You use a physical item log. Create a simple document listing the item (e.g., “oak dining table”), the date of pickup, and have the beneficiary sign and date the document before they load the item into their vehicle.
⏳ How long should an executor keep distribution receipts?
As a general principle, executors keep the complete closing packet, including all final accounting documents, bank statements, and distribution receipts, safely filed away for years after the estate closes to protect against any late-arriving questions or audits.
📱 Does a Venmo or Zelle receipt count for an estate?
Peer-to-peer payment apps are often problematic for estates because the memos can be vague and they lack the formal tracking of a wire or bank check. It is typically much safer to use traditional bank transfers to ensure the paper trail is robust and easily readable.
🧾 Do I need proof for partial distributions too?
Yes. Every time money or property leaves the estate, whether it is an interim partial payment or the final closing check, you must gather and save the exact same level of proof to ensure the final accounting balances perfectly.
🤝 What if siblings divide things themselves without me?
Even if beneficiaries amicably divide household items among themselves, the executor is still responsible for the record. You should have them draft a simple agreement stating who took what, sign it together, and give you a copy for the official estate file.

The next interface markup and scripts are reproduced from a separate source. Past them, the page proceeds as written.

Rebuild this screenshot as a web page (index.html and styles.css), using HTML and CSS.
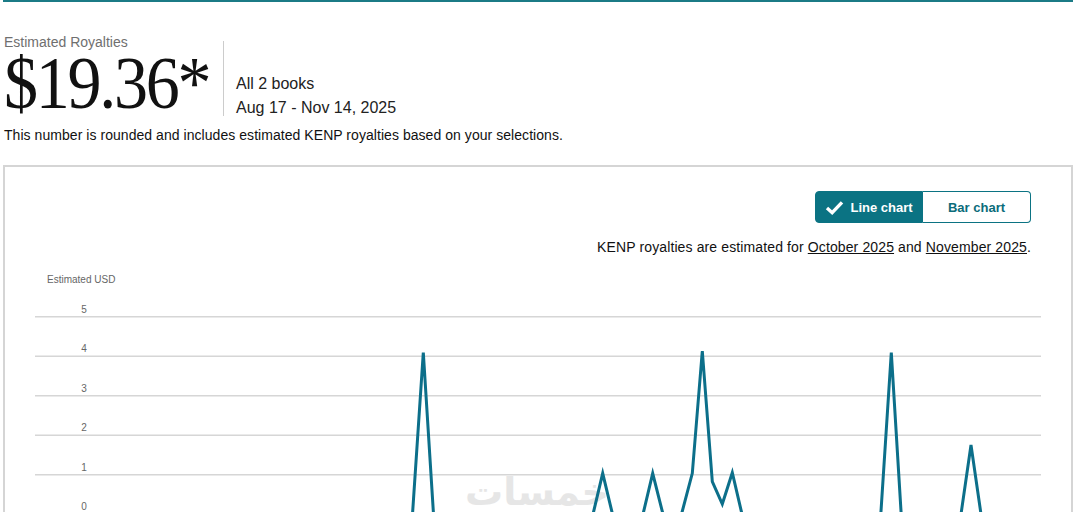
FILE: index.html
```html
<!DOCTYPE html>
<html lang="en">
<head>
    <meta charset="UTF-8">
    <meta name="viewport" content="width=device-width, initial-scale=1.0">
    <title>Estimated Royalties</title>
    <link rel="stylesheet" href="styles.css">
</head>
<body>
    <div class="topbar"></div>

    <div class="summary">
        <div class="total">
            <div class="total-label">Estimated Royalties</div>
            <div class="total-value"><span>$19.36*</span></div>
        </div>
        <div class="divider"></div>
        <div class="meta">
            <div>All 2 books</div>
            <div>Aug 17 - Nov 14, 2025</div>
        </div>
    </div>
    <p class="note">This number is rounded and includes estimated KENP royalties based on your selections.</p>

    <div class="card">
        <div class="toggle">
            <button class="toggle-btn active">
                <svg class="check" viewBox="0 0 20 16" width="19" height="15">
                    <path d="M2 8.5 L7.5 13.5 L18 2.5" fill="none" stroke="#fff" stroke-width="3.6"/>
                </svg>
                Line chart
            </button>
            <button class="toggle-btn">Bar chart</button>
        </div>
        <p class="kenp">KENP royalties are estimated for <a href="#">October 2025</a> and <a href="#">November 2025</a>.</p>

        <svg class="chart" viewBox="5 262 1066 260" width="1066" height="260">
            <text class="axis-title" x="47" y="282.5">Estimated USD</text>
            <g class="grid">
                <line x1="35" x2="1041" y1="316.7" y2="316.7"/>
                <line x1="35" x2="1041" y1="356.2" y2="356.2"/>
                <line x1="35" x2="1041" y1="395.7" y2="395.7"/>
                <line x1="35" x2="1041" y1="435.2" y2="435.2"/>
                <line x1="35" x2="1041" y1="474.7" y2="474.7"/>
                <line x1="35" x2="1041" y1="514.2" y2="514.2"/>
            </g>
            <g class="ticks">
                <text x="84" y="312.5">5</text>
                <text x="84" y="352">4</text>
                <text x="84" y="391.5">3</text>
                <text x="84" y="431">2</text>
                <text x="84" y="470.5">1</text>
                <text x="84" y="510">0</text>
            </g>
            <text class="watermark" x="537" y="505">خمسات</text>
            <polyline class="series" points="40,514.2 412.5,514.2 423.3,352.5 433.5,514.2 593,514.2 602.7,473.3 612.5,514.2 643,514.2 652.7,473.3 663,514.2 681.5,514.2 692.3,473.3 702.3,351 712.3,481.7 722.3,504 732.3,472.7 742,514.2 880.8,514.2 891.3,352.5 901.2,514.2 961,514.2 971,445 981,514.2 1040,514.2"/>
        </svg>
    </div>
</body>
</html>
```

FILE: styles.css
```css
body {
    margin: 0 0 0 3px;
    font-family: "Liberation Sans", Arial, sans-serif;
    color: #111;
    background: #fff;
}
.topbar {
    height: 2px;
    margin-left: -3px;
    background-color: #1b7b86;
}
.summary {
    display: flex;
    align-items: flex-end;
    margin-top: 30px;
    padding-left: 1px;
}
.total {
    width: 219px;
    padding-bottom: 9px;
}
.total-label {
    font-size: 14px;
    line-height: 20px;
    color: #6f6f6f;
}
.total-value {
    margin-top: 3px;
    font-family: "Liberation Serif", "Times New Roman", serif;
    font-size: 74px;
    line-height: 56px;
    color: #111;
}
.total-value span {
    display: inline-block;
    letter-spacing: -2.5px;
    transform: scaleX(0.92);
    transform-origin: left center;
}
.divider {
    width: 1px;
    height: 75px;
    margin-bottom: 4px;
    background-color: #cccccc;
}
.meta {
    margin-left: 12px;
    font-size: 16px;
    line-height: 24px;
    color: #222;
}
.note {
    margin: 5px 0 0 1px;
    font-size: 14px;
    line-height: 20px;
    letter-spacing: 0.05px;
}
.card {
    margin-top: 20px;
    border: 2px solid #d5d5d5;
    padding: 24px 40px 0 0;
    height: 400px;
}
.toggle {
    display: flex;
    justify-content: flex-end;
}
.toggle-btn {
    display: flex;
    align-items: center;
    justify-content: center;
    gap: 6px;
    width: 108px;
    height: 32px;
    padding: 0;
    font-family: "Liberation Sans", Arial, sans-serif;
    font-size: 13px;
    font-weight: bold;
    color: #0b6c7a;
    background: #fff;
    border: 1px solid #0b7383;
    border-left: none;
    border-radius: 0 4px 4px 0;
    cursor: pointer;
}
.toggle-btn.active {
    color: #fff;
    background-color: #0b7383;
    border: 1px solid #0b7383;
    border-radius: 4px 0 0 4px;
}
.kenp {
    margin: 14px 0 0;
    font-size: 14px;
    line-height: 20px;
    letter-spacing: 0.12px;
    text-align: right;
    color: #111;
}
.kenp a {
    color: #111;
    text-decoration: underline;
}
.chart {
    display: block;
    margin-top: 5px;
    margin-right: -40px;
}
.grid line {
    stroke: #d6d6d6;
    stroke-width: 1.5;
}
.axis-title, .ticks text {
    font-family: "Liberation Sans", Arial, sans-serif;
    font-size: 10px;
    fill: #666;
}
.ticks text {
    text-anchor: middle;
}
.watermark {
    font-family: "DejaVu Sans", "Noto Sans", sans-serif;
    font-size: 38px;
    font-weight: bold;
    fill: #e6e6e6;
    text-anchor: middle;
}
.series {
    fill: none;
    stroke: #0c6f8a;
    stroke-width: 3;
    stroke-linejoin: miter;
    stroke-miterlimit: 6;
}
```
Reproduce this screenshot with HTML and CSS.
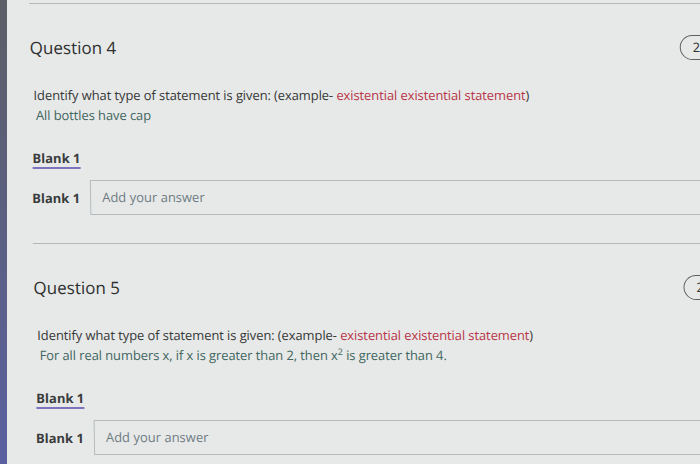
FILE: index.html
```html
<!DOCTYPE html>
<html lang="en">
<head>
<meta charset="utf-8">
<title>Quiz</title>
<link rel="stylesheet" href="styles.css">
</head>
<body>
<div class="page">
  <div class="edge"></div>
  <main class="main">
    <section class="question">
      <div class="q-head">
        <h2 class="q-title">Question 4</h2>
        <span class="badge">2 Points</span>
      </div>
      <div class="prompt">
        <div>Identify what type of statement is given: (example- <span class="red">existential existential statement</span>)</div>
        <div class="sub">All bottles have cap</div>
      </div>
      <div class="blank-tab"><span class="tab">Blank 1</span></div>
      <div class="answer-row">
        <span class="answer-label">Blank 1</span>
        <div class="answer-input">Add your answer</div>
      </div>
    </section>
    <section class="question">
      <div class="q-head">
        <h2 class="q-title">Question 5</h2>
        <span class="badge">2 Points</span>
      </div>
      <div class="prompt">
        <div>Identify what type of statement is given: (example- <span class="red">existential existential statement</span>)</div>
        <div class="sub">For all real numbers x, if x is greater than 2, then x<sup>2</sup> is greater than 4.</div>
      </div>
      <div class="blank-tab"><span class="tab">Blank 1</span></div>
      <div class="answer-row">
        <span class="answer-label">Blank 1</span>
        <div class="answer-input">Add your answer</div>
      </div>
    </section>
  </main>
</div>
</body>
</html>
```
FILE: styles.css
```css
html, body {
  margin: 0;
  padding: 0;
  height: 464px;
  overflow: hidden;
  background: #e7e9e8;
}
body {
  font-family: "Open Sans", "Noto Sans", sans-serif;
  color: #363838;
}
.page {
  display: flex;
  height: 464px;
  width: 780px;
}
.edge {
  width: 7px;
  flex: none;
  background: linear-gradient(#5c5f66, #5a60a0);
}
.main {
  width: 731px;
  padding-left: 22px;
  padding-top: 3px;
  transform: skewX(0.9deg);
  transform-origin: 0 0;
}
.question {
  border-top: 1px solid #b3b8bb;
  padding-top: 31px;
  padding-bottom: 28px;
}
.q-head {
  display: flex;
  align-items: center;
  justify-content: space-between;
  height: 25px;
}
.q-title {
  margin: 0;
  font-size: 17px;
  font-weight: 400;
  line-height: 25px;
  color: #2e3030;
}
.badge {
  box-sizing: border-box;
  width: 81px;
  height: 25px;
  border: 1.5px solid #5e6062;
  border-radius: 13px;
  padding-left: 12px;
  font-size: 13px;
  line-height: 22px;
  color: #333;
  white-space: nowrap;
}
.prompt {
  margin-top: 25px;
  font-size: 13px;
  letter-spacing: -0.1px;
  line-height: 20px;
  padding-left: 3px;
}
.red {
  color: #b83548;
}
.sub {
  padding-left: 2px;
  color: #3f6661;
}
.sub sup {
  font-size: 9px;
  line-height: 0;
}
.blank-tab {
  margin-top: 21px;
  padding-left: 1px;
  height: 20px;
}
.tab {
  display: inline-block;
  font-size: 13px;
  font-weight: 700;
  line-height: 18px;
  color: #3a3c3e;
  border-bottom: 2px solid #7d72c0;
}
.answer-row {
  margin-top: 14px;
  display: flex;
  align-items: center;
  gap: 10px;
  padding-left: 0;
}
.answer-label {
  font-size: 13px;
  font-weight: 700;
  color: #3a3c3e;
}
.answer-input {
  flex: 1;
  box-sizing: border-box;
  height: 35px;
  border: 1px solid #b5bbbe;
  padding-left: 11px;
  font-size: 13px;
  line-height: 33px;
  color: #6f7c84;
}
```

📑 How do I match my bank statements to the final accounting?
Use exact naming conventions. Ensure every check you write or wire you send has a specific memo (like “Jane Doe Final Share”). When you save the digital PDF of that statement, name the file to identically match the line item on your accounting spreadsheet.
⚠️ Disclosure: I'm not an attorney and nothing on this site is legal or tax advice. The content covers process, organization, and workflow—the operational side of estate administration. For legal interpretation, jurisdiction-specific deadlines, contested situations, or tax matters, please work with a licensed professional in your state.